Another highlight of “Songbird’s Flight” is its focus on Harris’ Trio project with Dolly Parton and Linda Ronstadt, another of her mid-career endeavors that has received renewed (and deserved) attention in recent years, particularly through a reissue of The Complete Trio Collection by Rhino in 2016. That project remains one of several which proved Harris to be a trailblazer, one whose left-leaning country inclinations were decades ahead of the Americana recent surge in popularity.

“We were probably all ahead of our time, all of us out there: Rodney [Crowell] and Guy [Clark] and Townes [Van Zandt],” she says. “We loved country and we honored country and we drew from the well of country, but we weren’t really suited for country radio. But that’s okay. It’s important that you do what turns you on and what feels true for you.”

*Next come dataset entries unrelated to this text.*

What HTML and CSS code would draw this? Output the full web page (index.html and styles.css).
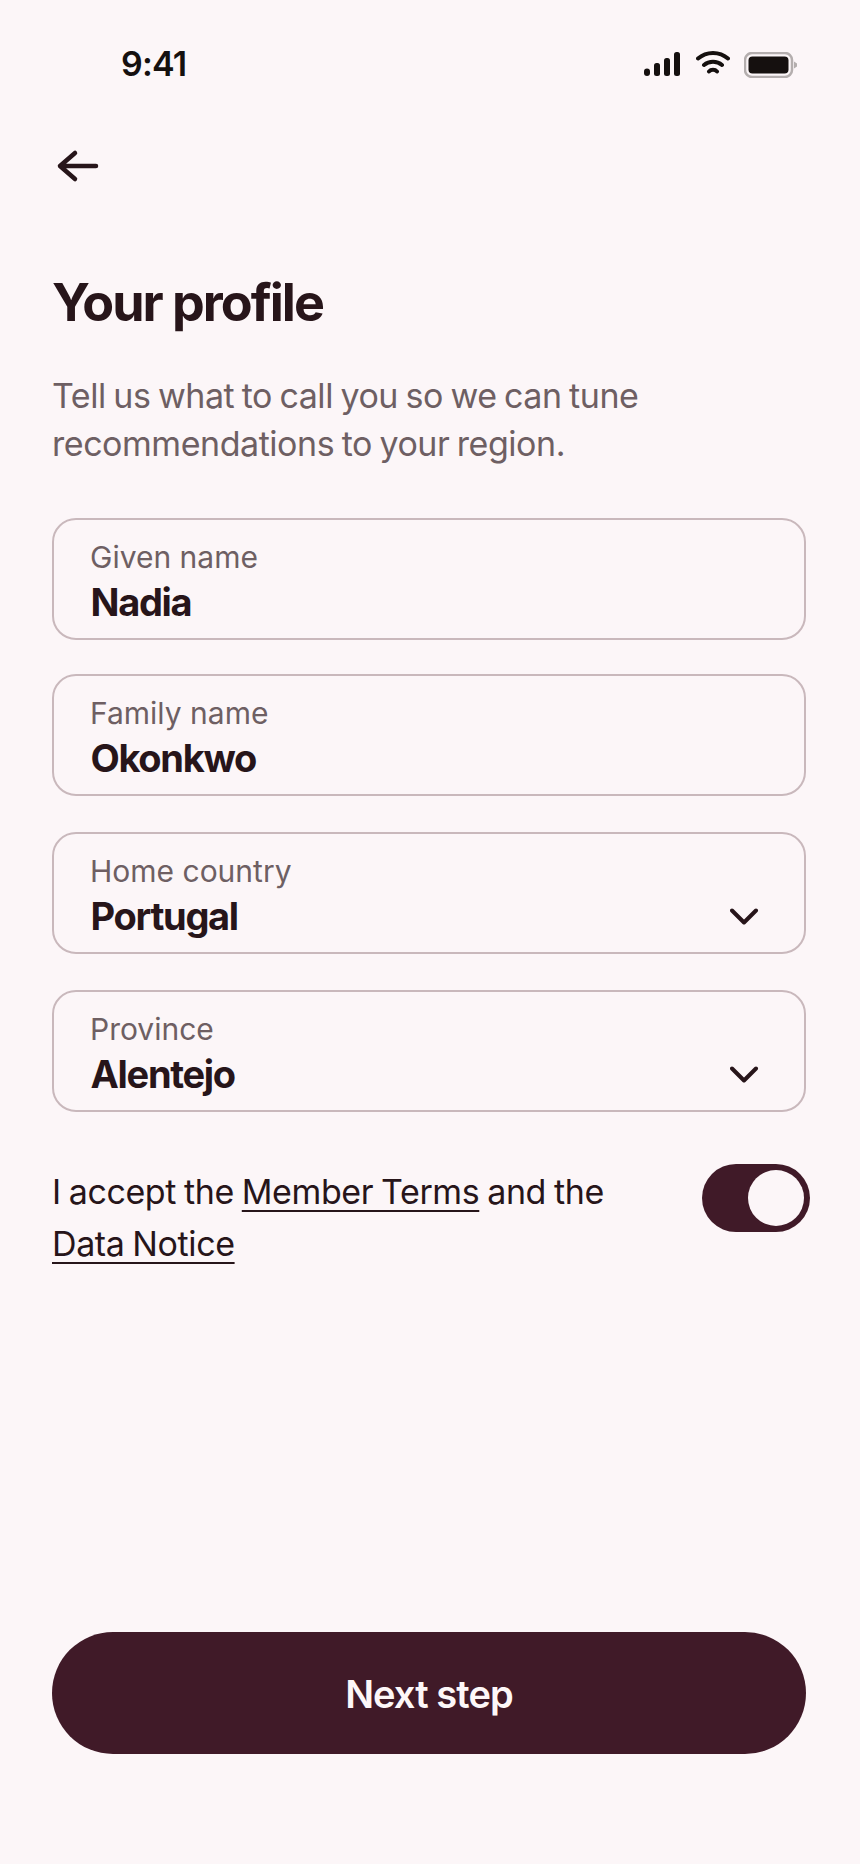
FILE: index.html
```html
<!DOCTYPE html>
<html lang="en">
<head>
<meta charset="utf-8">
<title>Your profile</title>
<link rel="stylesheet" href="styles.css">
</head>
<body>
<main class="screen">
  <header class="status">
    <span class="time">9:41</span>
    <div class="status-icons">
      <svg class="signal" width="38" height="24" viewBox="0 0 38 24"><rect x="0" y="16.500" width="6" height="7.500" rx="3"/><rect x="10" y="11" width="6" height="13" rx="2.500"/><rect x="20" y="6" width="6" height="18" rx="2.500"/><rect x="30" y="0" width="6" height="24" rx="2.500"/></svg>
      <svg class="wifi" width="34" height="24" viewBox="0 0 34 24"><path d="M2 8.500C10.500 1 23.500 1 32 8.500M8 15C13 10.800 21 10.800 26 15" /><path class="dot" d="M13 21.500C15 19.200 19 19.200 21 21.500" /></svg>
      <svg class="battery" width="54" height="26" viewBox="0 0 54 26"><rect class="shell" x="1" y="1" width="47" height="24" rx="7"/><rect class="fill" x="4.500" y="4.500" width="40" height="17" rx="4"/><path class="cap" d="M50 9.500l3 2v3l-3 2z"/></svg>
    </div>
  </header>

  <button class="back" type="button" aria-label="Back">
    <svg width="44" height="38" viewBox="0 0 44 38"><path d="M4 19H40M19 6L4 19L19 32"/></svg>
  </button>

  <h1 class="title">Your profile</h1>
  <p class="intro">Tell us what to call you so we can tune recommendations to your region.</p>

  <form class="fields">
    <div class="field field-tight">
      <span class="label">Given name</span>
      <span class="value">Nadia</span>
    </div>
    <div class="field">
      <span class="label">Family name</span>
      <span class="value">Okonkwo</span>
    </div>
    <div class="field">
      <span class="label">Home country</span>
      <span class="value">Portugal</span>
      <svg class="chevron" width="30" height="18" viewBox="0 0 30 18"><path d="M2 2.500L14 14.500L26 2.500"/></svg>
    </div>
    <div class="field">
      <span class="label">Province</span>
      <span class="value">Alentejo</span>
      <svg class="chevron" width="30" height="18" viewBox="0 0 30 18"><path d="M2 2.500L14 14.500L26 2.500"/></svg>
    </div>
  </form>

  <div class="consent">
    <p class="consent-text">I accept the <a href="#">Member Terms</a> and the <a href="#">Data Notice</a></p>
    <div class="toggle"><span class="knob"></span></div>
  </div>

  <button class="next" type="button">Next step</button>
</main>
</body>
</html>
```
FILE: styles.css
```css
* { box-sizing: border-box; }
html, body { margin: 0; padding: 0; }
body { background: #fcf6f8; color: #27151a; font-family: Inter, "Liberation Sans", sans-serif; }
.screen { width: 860px; height: 1864px; padding: 0 54px 0 52px; display: flex; flex-direction: column; }
.status { height: 130px; flex: none; display: flex; justify-content: space-between; align-items: center; margin-right: 8px; }
.time { font-size: 34px; font-weight: 600; color: #15100f; margin-left: 69px; margin-top: -3px; letter-spacing: -0.800px; }
.status-icons { display: flex; align-items: flex-start; gap: 14px; }
.signal rect { fill: #15100f; }
.wifi { margin-top: -2px; }
.wifi path { fill: none; stroke: #15100f; stroke-width: 4; stroke-linecap: round; }
.battery .shell { fill: none; stroke: #b4aeae; stroke-width: 2.500; }
.battery .fill { fill: #15100f; }
.battery .cap { fill: #b4aeae; }
.back { width: 44px; height: 38px; padding: 0; margin: 17px 0 0 4px; border: 0; background: none; flex: none; }
.back svg { display: block; }
.back path { fill: none; stroke: #27151a; stroke-width: 4.500; stroke-linecap: round; stroke-linejoin: round; }
.title { margin: 88px 0 0; font-size: 52px; line-height: 60px; font-weight: 700; letter-spacing: -2px; }
.intro { margin: 39px 0 0; font-size: 34px; line-height: 48px; color: #6e5f63; letter-spacing: -0.460px; word-spacing: -1.600px; }
.fields { margin-top: 50px; display: flex; flex-direction: column; gap: 36px; }
.field { position: relative; height: 122px; border: 2px solid #c9b8bc; border-radius: 24px; padding: 17px 36px 0; display: flex; flex-direction: column; }
.field-tight { margin-bottom: -2px; }
.label { font-size: 30px; line-height: 40px; color: #6e5f63; }
.value { font-size: 38px; line-height: 48px; margin-top: 1px; font-weight: 700; letter-spacing: -1.300px; padding-left: 0.500px; }
.chevron { position: absolute; right: 44px; top: 74px; }
.chevron path { fill: none; stroke: #27151a; stroke-width: 4; stroke-linecap: round; stroke-linejoin: round; }
.consent { margin-top: 52px; display: flex; justify-content: space-between; align-items: flex-start; margin-right: -4px; }
.consent-text { margin: 0; padding-top: 2px; width: 580px; font-size: 34px; line-height: 52px; color: #27151a; letter-spacing: -0.400px; word-spacing: -1.200px; }
.consent-text a { color: inherit; text-decoration: underline; text-underline-offset: 6px; text-decoration-thickness: 2px; }
.toggle { width: 108px; height: 68px; border-radius: 34px; background: #401a28; padding: 6px; display: flex; justify-content: flex-end; }
.knob { width: 56px; height: 56px; border-radius: 50%; background: #fcf6f8; }
.next { margin-top: auto; margin-bottom: 110px; padding: 2px 0 0; height: 122px; flex: none; border: 0; border-radius: 61px; background: #401a28; color: #fdf7f8; font: 600 38px Inter, "Liberation Sans", sans-serif; letter-spacing: -0.900px; }
```
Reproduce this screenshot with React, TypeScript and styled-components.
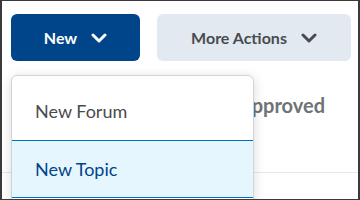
import React from 'react';
import styled, { createGlobalStyle } from 'styled-components';

const GlobalStyle = createGlobalStyle`
  html, body {
    margin: 0;
    padding: 0;
    background: #ffffff;
  }
  body {
    font-family: Lato, "Noto Sans", sans-serif;
  }
`;

const Frame = styled.div`
  position: relative;
  box-sizing: border-box;
  width: 360px;
  height: 200px;
  overflow: hidden;
  background: #ffffff;
  border-style: solid;
  border-color: #3a3a3a;
  border-width: 1px 2px 1px 2px;
`;

const Toolbar = styled.div`
  display: flex;
  gap: 17px;
  padding: 13px 0 0 9px;
`;

const Button = styled.button<{ $primary?: boolean; $width: number }>`
  display: flex;
  align-items: center;
  justify-content: center;
  gap: 14px;
  box-sizing: border-box;
  width: ${(p) => p.$width}px;
  height: 47px;
  padding: 0;
  border: none;
  border-radius: 6px;
  font-family: Lato, "Noto Sans", sans-serif;
  font-size: 16px;
  font-weight: 700;
  background: ${(p) => (p.$primary ? '#004489' : '#e3e9f1')};
  color: ${(p) => (p.$primary ? '#ffffff' : '#494c4e')};
`;

const Header = styled.div`
  display: flex;
  justify-content: flex-end;
  height: 57px;
  padding: 32px 33px 22px 0;
  border-bottom: 1px solid #e3e9f1;
  font-size: 20px;
  line-height: 25px;
  font-weight: 700;
  color: #6e7376;
`;

const Menu = styled.div`
  position: absolute;
  top: 74px;
  left: 9px;
  width: 243px;
  box-sizing: border-box;
  padding: 6px 0 12px;
  background: #ffffff;
  border: 1px solid #cdd5dc;
  border-radius: 6px;
  box-shadow: 0 2px 12px rgba(0, 0, 0, 0.15);
`;

const MenuItem = styled.div<{ $selected?: boolean }>`
  padding: 17px 0 17px 23px;
  font-size: 18px;
  line-height: 22px;
  color: ${(p) => (p.$selected ? '#004489' : '#494c4e')};
  background: ${(p) => (p.$selected ? '#e6f6ff' : 'transparent')};
  border-top: 1px solid ${(p) => (p.$selected ? '#006fbf' : 'transparent')};
  border-bottom: 1px solid ${(p) => (p.$selected ? '#006fbf' : 'transparent')};
`;

function Chevron() {
  return (
    <svg width="16" height="10" viewBox="0 0 16 10" fill="none">
      <polyline
        points="2,2 8,8 14,2"
        stroke="currentColor"
        strokeWidth="3"
        strokeLinecap="round"
        strokeLinejoin="round"
      />
    </svg>
  );
}

export default function App() {
  return (
    <>
      <GlobalStyle />
      <Frame>
        <Toolbar>
          <Button $primary $width={129}>
            New
            <Chevron />
          </Button>
          <Button $width={194}>
            More Actions
            <Chevron />
          </Button>
        </Toolbar>
        <Header>Approved</Header>
        <Menu>
          <MenuItem>New Forum</MenuItem>
          <MenuItem $selected>New Topic</MenuItem>
        </Menu>
      </Frame>
    </>
  );
}
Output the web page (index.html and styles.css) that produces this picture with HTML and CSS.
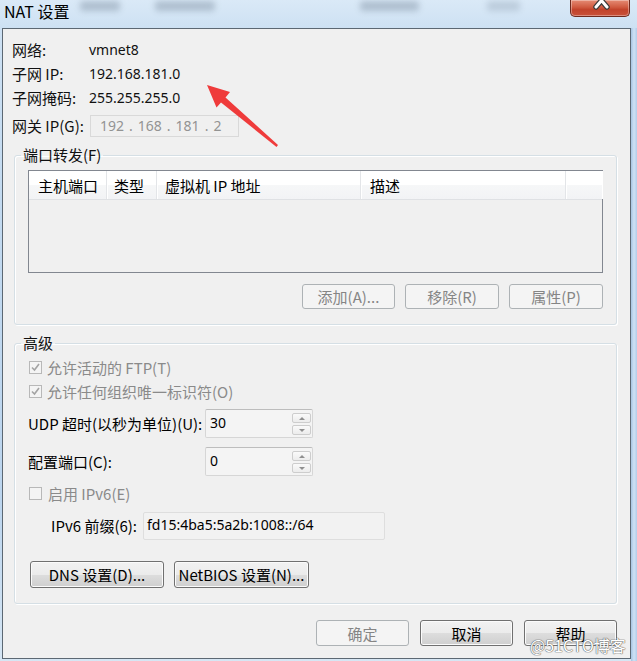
FILE: index.html
```html
<!DOCTYPE html>
<html>
<head>
<meta charset="utf-8">
<link rel="stylesheet" href="styles.css">
</head>
<body>
<div class="window">
  <div class="titlebar">
    <span class="title">NAT 设置</span>
    <span class="ghost gh1"></span>
    <span class="ghost gh2"></span>
    <span class="ghost gh3"></span>
    <span class="ghost gh4"></span>
    <div class="close">
      <svg width="58" height="16" viewBox="0 0 58 16">
        <path d="M25 -6 L36 7 M36 -6 L25 7" stroke="#3a3a3a" stroke-width="5.5" stroke-linecap="round" fill="none"/>
        <path d="M25 -6 L36 7 M36 -6 L25 7" stroke="#ffffff" stroke-width="3" stroke-linecap="round" fill="none"/>
      </svg>
    </div>
  </div>
  <div class="main">
    <div class="client">
      <div class="info">
        <span class="lbl">网络:</span><span class="val">vmnet8</span>
        <span class="lbl">子网 IP:</span><span class="val">192.168.181.0</span>
        <span class="lbl">子网掩码:</span><span class="val">255.255.255.0</span>
        <span class="lbl gw">网关 IP(G):</span>
        <span class="ipbox"><span>192</span><span>.</span><span>168</span><span>.</span><span>181</span><span>.</span><span>2</span></span>
      </div>

      <fieldset class="group g-port">
        <legend>端口转发(F)</legend>
        <div class="listview">
          <div class="lv-head">
            <div class="col c1">主机端口</div>
            <div class="col c2">类型</div>
            <div class="col c3">虚拟机 IP 地址</div>
            <div class="col c4">描述</div>
            <div class="col c5"></div>
          </div>
        </div>
        <div class="btnrow">
          <button class="btn b-add" disabled>添加(A)...</button>
          <button class="btn b-rm" disabled>移除(R)</button>
          <button class="btn b-rm" disabled>属性(P)</button>
        </div>
      </fieldset>

      <fieldset class="group g-adv">
        <legend>高级</legend>
        <div class="cb-row disabled">
          <span class="cb"><svg width="11" height="11" viewBox="0 0 11 11"><path d="M2 5.5 L4.5 8 L9 2" stroke="#a3a3a3" stroke-width="1.6" fill="none"/></svg></span>
          <span>允许活动的 FTP(T)</span>
        </div>
        <div class="cb-row disabled">
          <span class="cb"><svg width="11" height="11" viewBox="0 0 11 11"><path d="M2 5.5 L4.5 8 L9 2" stroke="#a3a3a3" stroke-width="1.6" fill="none"/></svg></span>
          <span>允许任何组织唯一标识符(O)</span>
        </div>
        <div class="spin-row r-udp">
          <span class="spin-lbl">UDP 超时(以秒为单位)(U):</span>
          <div class="spin">
            <span class="spin-val">30</span>
            <div class="spin-btns"><span class="sb up"></span><span class="sb down"></span></div>
          </div>
        </div>
        <div class="spin-row r-cfg">
          <span class="spin-lbl">配置端口(C):</span>
          <div class="spin">
            <span class="spin-val">0</span>
            <div class="spin-btns"><span class="sb up"></span><span class="sb down"></span></div>
          </div>
        </div>
        <div class="cb-row disabled r-ipv6">
          <span class="cb"></span>
          <span>启用 IPv6(E)</span>
        </div>
        <div class="prefix-row">
          <span class="prefix-lbl">IPv6 前缀(6):</span>
          <span class="prefix-box">fd15:4ba5:5a2b:1008::/64</span>
        </div>
        <div class="dns-row">
          <button class="btn b-dns">DNS 设置(D)...</button>
          <button class="btn b-nb">NetBIOS 设置(N)...</button>
        </div>
      </fieldset>

      <div class="footer">
        <button class="btn b-foot" disabled>确定</button>
        <button class="btn b-foot">取消</button>
        <button class="btn b-foot">帮助</button>
      </div>
    </div>
    <div class="frame-right"></div>
  </div>

  <svg class="arrow" width="637" height="661" viewBox="0 0 637 661">
    <polygon points="207,85 230,92 225.5,97.5 278,145 276.5,147 221,102.5 216.5,107.5" fill="#ef3b3b"/>
  </svg>
  <div class="watermark">@51CTO博客</div>
</div>
</body>
</html>
```

FILE: styles.css
```css
* { box-sizing: border-box; }
html, body { margin: 0; padding: 0; }
body {
  width: 637px;
  height: 661px;
  overflow: hidden;
  font-family: "Noto Sans CJK SC", "Noto Sans", sans-serif;
  font-size: 15px;
  color: #111;
  background: #dce9f5;
}
.window {
  position: relative;
  width: 637px;
  height: 661px;
  background: linear-gradient(#cfe2f4, #c3daf0 200px, #bcd5ee 500px, #d6e6f4);
}

/* title bar */
.titlebar {
  height: 28px;
  display: flex;
  align-items: flex-start;
  background: linear-gradient(#dae9f7, #cde1f3);
}
.title {
  width: 76px;
  margin-left: 4px;
  font-size: 16px;
  line-height: 20px;
  margin-top: 1px;
  color: #000;
  white-space: nowrap;
}
.ghost {
  height: 10px;
  margin-top: 1px;
  background: #7d8ea0;
  opacity: .45;
  filter: blur(3px);
  border-radius: 3px;
}
.gh1 { width: 40px; }
.gh2 { width: 60px; margin-left: 35px; }
.gh3 { width: 59px; margin-left: 145px; }
.gh4 { width: 33px; margin-left: 68px; opacity: .3; }
.close {
  width: 60px;
  height: 17px;
  margin-left: 50px;
  border: 1px solid #6e2a1e;
  border-top: none;
  border-radius: 0 0 5px 5px;
  background: linear-gradient(#e58b74, #d05a40 45%, #c2432b 60%, #c9523a);
  box-shadow: inset 0 0 0 1px rgba(255, 255, 255, .35);
  overflow: hidden;
}
.close svg { display: block; }

/* main frame */
.main { display: flex; height: 633px; }
.client {
  margin-left: 2px;
  width: 629px;
  height: 631px;
  background: #f0f0f0;
  border: 1px solid #5c6873;
  padding-top: 9px;
}
.frame-right {
  width: 6px;
  height: 633px;
  background: linear-gradient(90deg, #a6c4e2, #cfe2f5 50%, #b2cde9);
}

/* info grid */
.info {
  margin-left: 9px;
  display: grid;
  grid-template-columns: 77px auto;
  grid-template-rows: 24px 24px 24px 29px;
  align-items: center;
  color: #111;
}
.lbl, .val { line-height: 20px; white-space: nowrap; }
.val { font-family: "Noto Sans", "Noto Sans CJK SC", sans-serif; font-size: 14px; }
.gw { align-self: start; margin-top: 3px; height: 26px; line-height: 26px; }
.ipbox {
  align-self: start;
  margin-top: 5px;
  margin-left: 1px;
  width: 149px;
  height: 22px;
  border: 1px solid #d9d9d9;
  background: #f0f0f0;
  display: flex;
  align-items: center;
  gap: 5px;
  padding-left: 9px;
  font-family: "Noto Sans", sans-serif;
  font-size: 14px;
  color: #939393;
  line-height: 20px;
}

/* group boxes */
.group {
  margin: 0 13px 0 11px;
  border: 1px solid #d5dfe5;
  border-radius: 3px;
  box-shadow: inset 1px 1px 0 #fff, 1px 1px 0 #fff;
  min-inline-size: 0;
}
.group legend {
  padding: 0 2px;
  margin-left: -7px;
  line-height: 20px;
  color: #111;
}
.g-port {
  margin-top: 6px;
  padding: 5px 13px 15px 13px;
}
.g-adv {
  margin-top: 8px;
  padding: 2px 13px 15px 13px;
}

/* list view */
.listview {
  height: 103px;
  border: 1px solid #828790;
  background: #f0f0f0;
}
.lv-head {
  display: flex;
  height: 29px;
  background: linear-gradient(#ffffff, #ffffff 50%, #f6f7f8 51%, #f2f3f5);
  border-bottom: 1px solid #dfe1e4;
}
.col {
  padding-left: 8px;
  line-height: 30px;
  border-right: 1px solid #e3e5e8;
  box-shadow: 1px 0 0 #fff;
  white-space: nowrap;
  color: #000;
}
.c1 { width: 78px; padding-left: 9px; }
.c2 { width: 50px; padding-left: 7px; }
.c3 { width: 204px; }
.c4 { width: 205px; padding-left: 9px; }
.c5 { flex: 1; border-right: none; }

.btnrow {
  margin-top: 11px;
  display: flex;
  justify-content: flex-end;
  gap: 10px;
}

/* buttons */
.btn {
  font: inherit;
  height: 25px;
  padding: 0;
  line-height: 21px;
  border: 1px solid #707070;
  border-radius: 3px;
  background: linear-gradient(#f2f2f2, #ebebeb 50%, #dddddd 51%, #cfcfcf);
  box-shadow: inset 0 0 0 1px #fbfbfb;
  color: #000;
  white-space: nowrap;
}
.btn:disabled {
  border-color: #adb2b5;
  background: #f4f4f4;
  box-shadow: none;
  color: #858585;
}
.b-add { width: 93px; }
.b-rm { width: 94px; }

/* advanced */
.cb-row {
  display: flex;
  align-items: center;
  height: 24px;
  gap: 5px;
  padding-left: 1px;
}
.cb-row.disabled { color: #8a8a8a; }
.cb {
  width: 13px;
  height: 13px;
  border: 1px solid #b8b8b8;
  background: #f4f4f4;
  display: flex;
  align-items: center;
  justify-content: center;
}
.cb svg { display: block; }
.r-ipv6 { margin-top: 5px; gap: 6px; }

.spin-row {
  display: grid;
  grid-template-columns: 177px 108px;
  align-items: center;
  height: 29px;
  color: #000;
}
.r-udp { margin-top: 6px; }
.r-cfg { margin-top: 9px; }
.spin-lbl { line-height: 20px; white-space: nowrap; }
.spin {
  width: 108px;
  height: 29px;
  border: 1px solid #d6d6d6;
  border-top-color: #bdbdbd;
  border-radius: 2px;
  background: #f4f4f4;
  display: flex;
  justify-content: space-between;
  padding: 2px 1px 2px 4px;
}
.spin-val {
  line-height: 22px;
  font-family: "Noto Sans", sans-serif;
  font-size: 14px;
  color: #000;
}
.spin-btns {
  width: 19px;
  display: flex;
  flex-direction: column;
  gap: 2px;
  padding-top: 1px;
}
.sb {
  height: 11px;
  border: 1px solid #cdcdcd;
  border-radius: 2px;
  background: linear-gradient(#fafafa, #ececec);
  display: flex;
  align-items: center;
  justify-content: center;
}
.sb::after {
  content: "";
  width: 0;
  height: 0;
  border-left: 3px solid transparent;
  border-right: 3px solid transparent;
}
.up::after { border-bottom: 3px solid #8f8f8f; }
.down::after { border-top: 3px solid #8f8f8f; }

.prefix-row {
  margin-top: 7px;
  margin-left: 23px;
  display: flex;
  align-items: center;
  height: 28px;
  color: #000;
}
.prefix-lbl { width: 92px; line-height: 20px; white-space: nowrap; }
.prefix-box {
  width: 242px;
  height: 28px;
  border: 1px solid #dedede;
  border-radius: 2px;
  background: #f2f2f2;
  padding-left: 3px;
  line-height: 24px;
  font-family: "Noto Sans", sans-serif;
  font-size: 14px;
  color: #000;
}

.dns-row {
  margin-top: 21px;
  margin-left: 2px;
  display: flex;
  gap: 10px;
}
.b-dns { width: 134px; height: 27px; }
.b-nb { width: 135px; height: 27px; }

.footer {
  margin-top: 16px;
  padding-right: 13px;
  display: flex;
  justify-content: flex-end;
  gap: 11px;
}
.b-foot { width: 93px; height: 26px; }

/* overlays */
.arrow { position: absolute; left: 0; top: 0; pointer-events: none; }
.watermark {
  position: absolute;
  left: 530px;
  top: 635px;
  font-size: 16px;
  line-height: 20px;
  color: #fff;
  white-space: nowrap;
  text-shadow: 0 0 1px #666, 0 0 1px #666, 0 0 1px #666;
}
```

When asked which of her myriad accomplishments she cherishes most when looking back on her career thus far, Harris is quick to bring up her work with animals. As we elaborated on in our September/October 2018 issue, Harris is a fierce advocate for animal welfare, particularly through benefit concerts like her annual Woofstock and through a non-profit dog rescue she runs in her Nashville backyard. She jokes that her work with animals is the only real “break” from making and performing music she’s taken since making her debut.

“It’s almost been an unbroken line of great bands and working with terrific people and making music,” she says. “It’s been a continuum for me. I don’t think I’ve ever really taken much time off, and if I did I was working on writing songs. I never really had a hobby.”

She’s also happy to talk about Sally Rose. Like walking through “Songbird’s Flight” itself, revisiting that particular album resonated with the deeply rooted parts of Harris which originally guided her as a young girl practicing folk songs in her bedroom.

“I’m glad it’s getting a second chance,” she says. “The thing that made me excited about the reissue was hearing the demos, because they were just so pure. It took you right back to the beginning of why you decided to do all this in the first place.”